--- Job ---
Copy out all the lines where "styles" shows up.

--- Dataset records ---
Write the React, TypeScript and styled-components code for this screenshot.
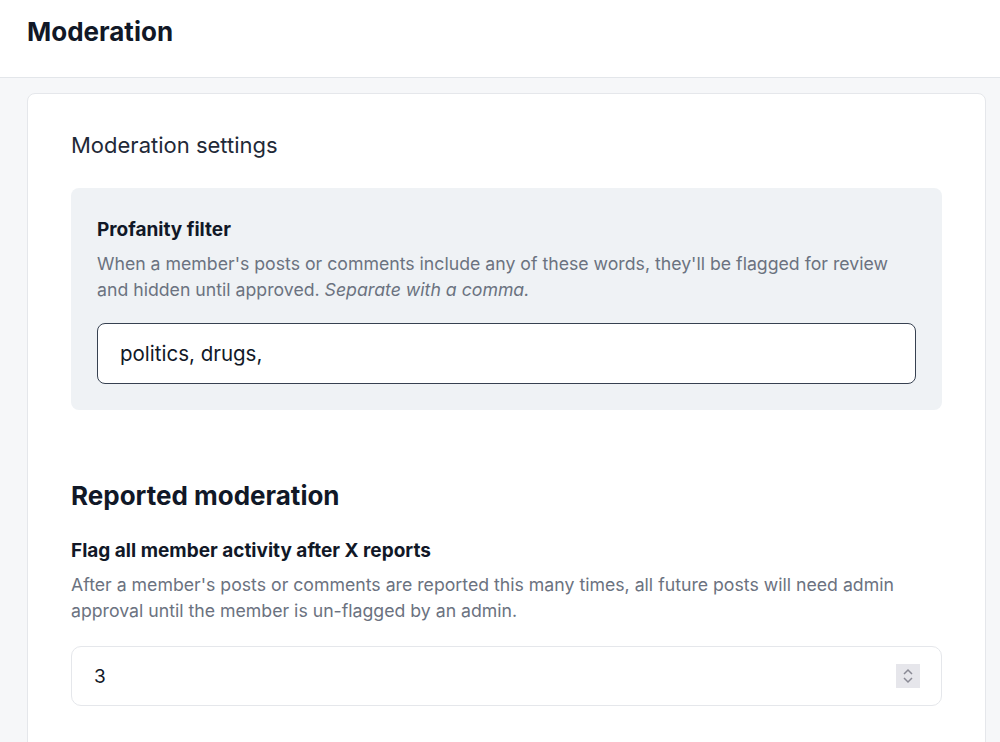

---

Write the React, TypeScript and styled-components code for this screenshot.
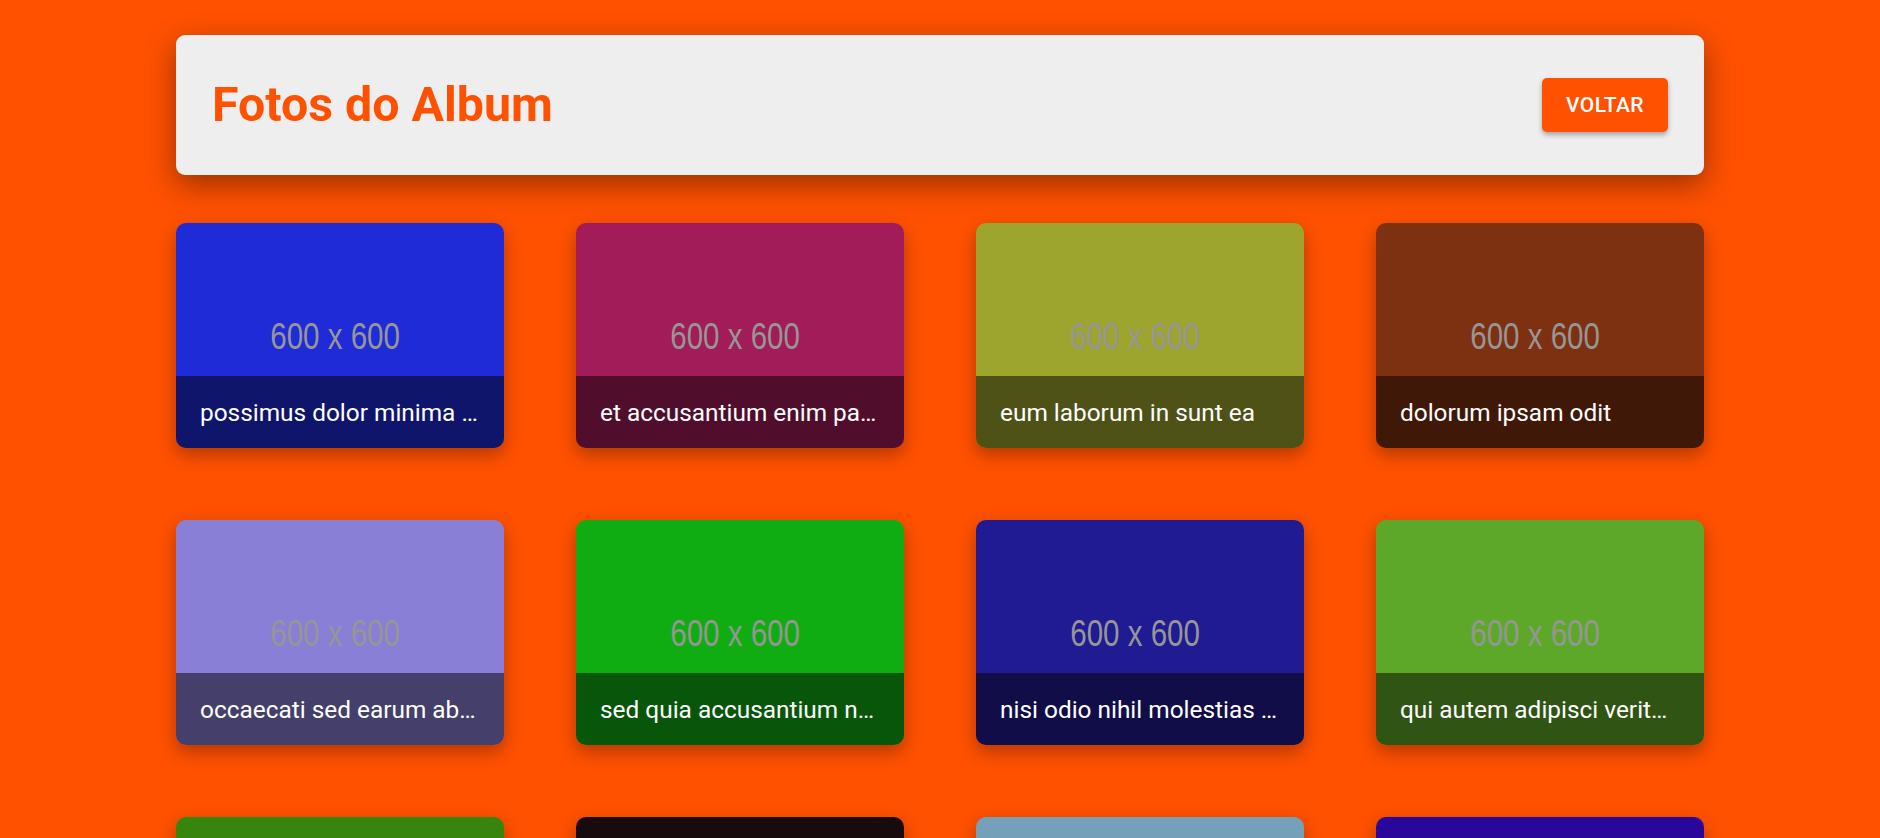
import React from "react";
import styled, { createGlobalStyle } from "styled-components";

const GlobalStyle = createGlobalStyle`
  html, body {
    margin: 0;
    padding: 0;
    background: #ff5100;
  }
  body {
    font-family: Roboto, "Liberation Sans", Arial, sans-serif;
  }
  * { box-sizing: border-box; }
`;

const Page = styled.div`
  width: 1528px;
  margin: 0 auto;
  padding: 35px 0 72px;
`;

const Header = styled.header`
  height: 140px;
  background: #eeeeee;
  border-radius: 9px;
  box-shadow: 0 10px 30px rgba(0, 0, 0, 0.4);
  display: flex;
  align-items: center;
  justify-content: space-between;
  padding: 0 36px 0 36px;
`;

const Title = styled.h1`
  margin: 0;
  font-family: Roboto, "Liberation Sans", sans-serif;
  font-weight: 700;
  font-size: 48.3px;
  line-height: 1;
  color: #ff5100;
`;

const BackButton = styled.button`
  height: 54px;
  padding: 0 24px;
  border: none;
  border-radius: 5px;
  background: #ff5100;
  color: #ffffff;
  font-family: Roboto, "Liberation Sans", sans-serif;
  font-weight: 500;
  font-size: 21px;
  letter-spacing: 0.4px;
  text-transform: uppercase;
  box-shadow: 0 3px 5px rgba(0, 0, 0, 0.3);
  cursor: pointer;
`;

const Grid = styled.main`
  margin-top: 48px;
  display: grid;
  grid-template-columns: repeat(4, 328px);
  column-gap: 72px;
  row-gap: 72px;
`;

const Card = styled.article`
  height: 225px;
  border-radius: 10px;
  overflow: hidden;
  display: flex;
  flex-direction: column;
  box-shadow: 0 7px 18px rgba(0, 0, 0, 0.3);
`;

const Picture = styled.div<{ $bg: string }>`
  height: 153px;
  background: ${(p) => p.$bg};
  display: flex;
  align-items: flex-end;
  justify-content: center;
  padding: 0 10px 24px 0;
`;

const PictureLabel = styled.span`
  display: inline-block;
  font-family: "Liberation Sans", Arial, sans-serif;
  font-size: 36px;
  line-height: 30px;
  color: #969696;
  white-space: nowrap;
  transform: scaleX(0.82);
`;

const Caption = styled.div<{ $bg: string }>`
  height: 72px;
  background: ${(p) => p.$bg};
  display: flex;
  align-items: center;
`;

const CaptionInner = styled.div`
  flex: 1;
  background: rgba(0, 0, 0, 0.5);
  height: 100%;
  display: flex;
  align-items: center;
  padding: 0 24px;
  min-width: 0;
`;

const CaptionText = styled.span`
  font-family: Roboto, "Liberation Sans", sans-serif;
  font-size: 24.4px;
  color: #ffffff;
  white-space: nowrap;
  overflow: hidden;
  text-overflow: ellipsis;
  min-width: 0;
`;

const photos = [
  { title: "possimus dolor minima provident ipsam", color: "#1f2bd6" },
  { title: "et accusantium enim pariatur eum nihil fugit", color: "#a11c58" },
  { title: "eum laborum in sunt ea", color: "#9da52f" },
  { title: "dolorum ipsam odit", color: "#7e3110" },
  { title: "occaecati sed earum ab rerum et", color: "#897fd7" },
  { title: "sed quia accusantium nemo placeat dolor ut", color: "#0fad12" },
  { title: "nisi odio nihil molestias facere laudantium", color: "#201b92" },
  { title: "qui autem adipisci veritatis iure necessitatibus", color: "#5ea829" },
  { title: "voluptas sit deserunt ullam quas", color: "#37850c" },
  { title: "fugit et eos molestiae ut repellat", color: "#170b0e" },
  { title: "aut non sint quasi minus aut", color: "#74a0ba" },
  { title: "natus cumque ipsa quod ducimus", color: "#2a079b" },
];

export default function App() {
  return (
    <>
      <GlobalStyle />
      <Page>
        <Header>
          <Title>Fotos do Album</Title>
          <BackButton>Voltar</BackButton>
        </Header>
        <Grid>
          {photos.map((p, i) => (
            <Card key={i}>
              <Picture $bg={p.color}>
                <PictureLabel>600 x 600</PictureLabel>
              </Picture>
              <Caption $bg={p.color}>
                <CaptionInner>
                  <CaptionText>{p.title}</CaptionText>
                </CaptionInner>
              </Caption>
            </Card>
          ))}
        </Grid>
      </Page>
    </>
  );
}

---

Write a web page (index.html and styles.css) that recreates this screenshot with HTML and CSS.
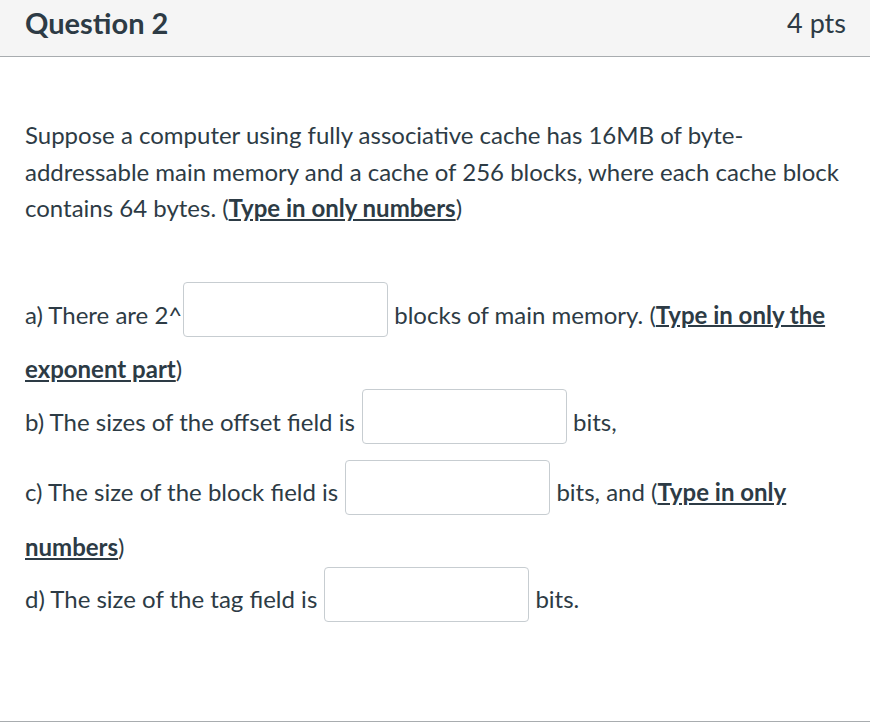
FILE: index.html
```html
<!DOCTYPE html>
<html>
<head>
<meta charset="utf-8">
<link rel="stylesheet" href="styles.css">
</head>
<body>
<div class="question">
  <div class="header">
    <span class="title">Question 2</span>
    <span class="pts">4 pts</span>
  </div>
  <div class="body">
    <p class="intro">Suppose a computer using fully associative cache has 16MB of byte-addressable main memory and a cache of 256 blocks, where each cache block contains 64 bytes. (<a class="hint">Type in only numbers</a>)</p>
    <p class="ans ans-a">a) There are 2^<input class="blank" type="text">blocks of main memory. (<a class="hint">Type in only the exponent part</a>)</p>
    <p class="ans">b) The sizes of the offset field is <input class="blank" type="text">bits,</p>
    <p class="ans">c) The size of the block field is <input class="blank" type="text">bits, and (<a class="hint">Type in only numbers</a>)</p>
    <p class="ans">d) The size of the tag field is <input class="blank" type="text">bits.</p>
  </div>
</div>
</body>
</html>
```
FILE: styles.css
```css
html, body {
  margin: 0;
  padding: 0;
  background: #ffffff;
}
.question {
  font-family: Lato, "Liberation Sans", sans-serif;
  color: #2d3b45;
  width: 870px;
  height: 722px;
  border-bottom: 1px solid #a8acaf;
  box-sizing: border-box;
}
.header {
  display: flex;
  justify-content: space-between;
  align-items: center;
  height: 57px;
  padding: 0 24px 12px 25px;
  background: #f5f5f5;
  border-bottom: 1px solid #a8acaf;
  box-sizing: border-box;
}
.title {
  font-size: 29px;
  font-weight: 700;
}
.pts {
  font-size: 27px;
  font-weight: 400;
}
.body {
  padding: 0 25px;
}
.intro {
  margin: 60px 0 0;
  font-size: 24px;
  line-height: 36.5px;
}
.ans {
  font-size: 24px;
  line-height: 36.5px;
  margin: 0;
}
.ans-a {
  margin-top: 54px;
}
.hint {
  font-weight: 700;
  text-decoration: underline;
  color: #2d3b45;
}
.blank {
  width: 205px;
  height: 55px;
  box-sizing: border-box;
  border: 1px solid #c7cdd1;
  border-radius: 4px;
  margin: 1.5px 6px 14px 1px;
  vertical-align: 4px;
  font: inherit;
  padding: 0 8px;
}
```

--- Final result ---
Write a web page (index.html and styles.css) that recreates this screenshot with HTML and CSS.
<link rel="stylesheet" href="styles.css">
FILE: styles.css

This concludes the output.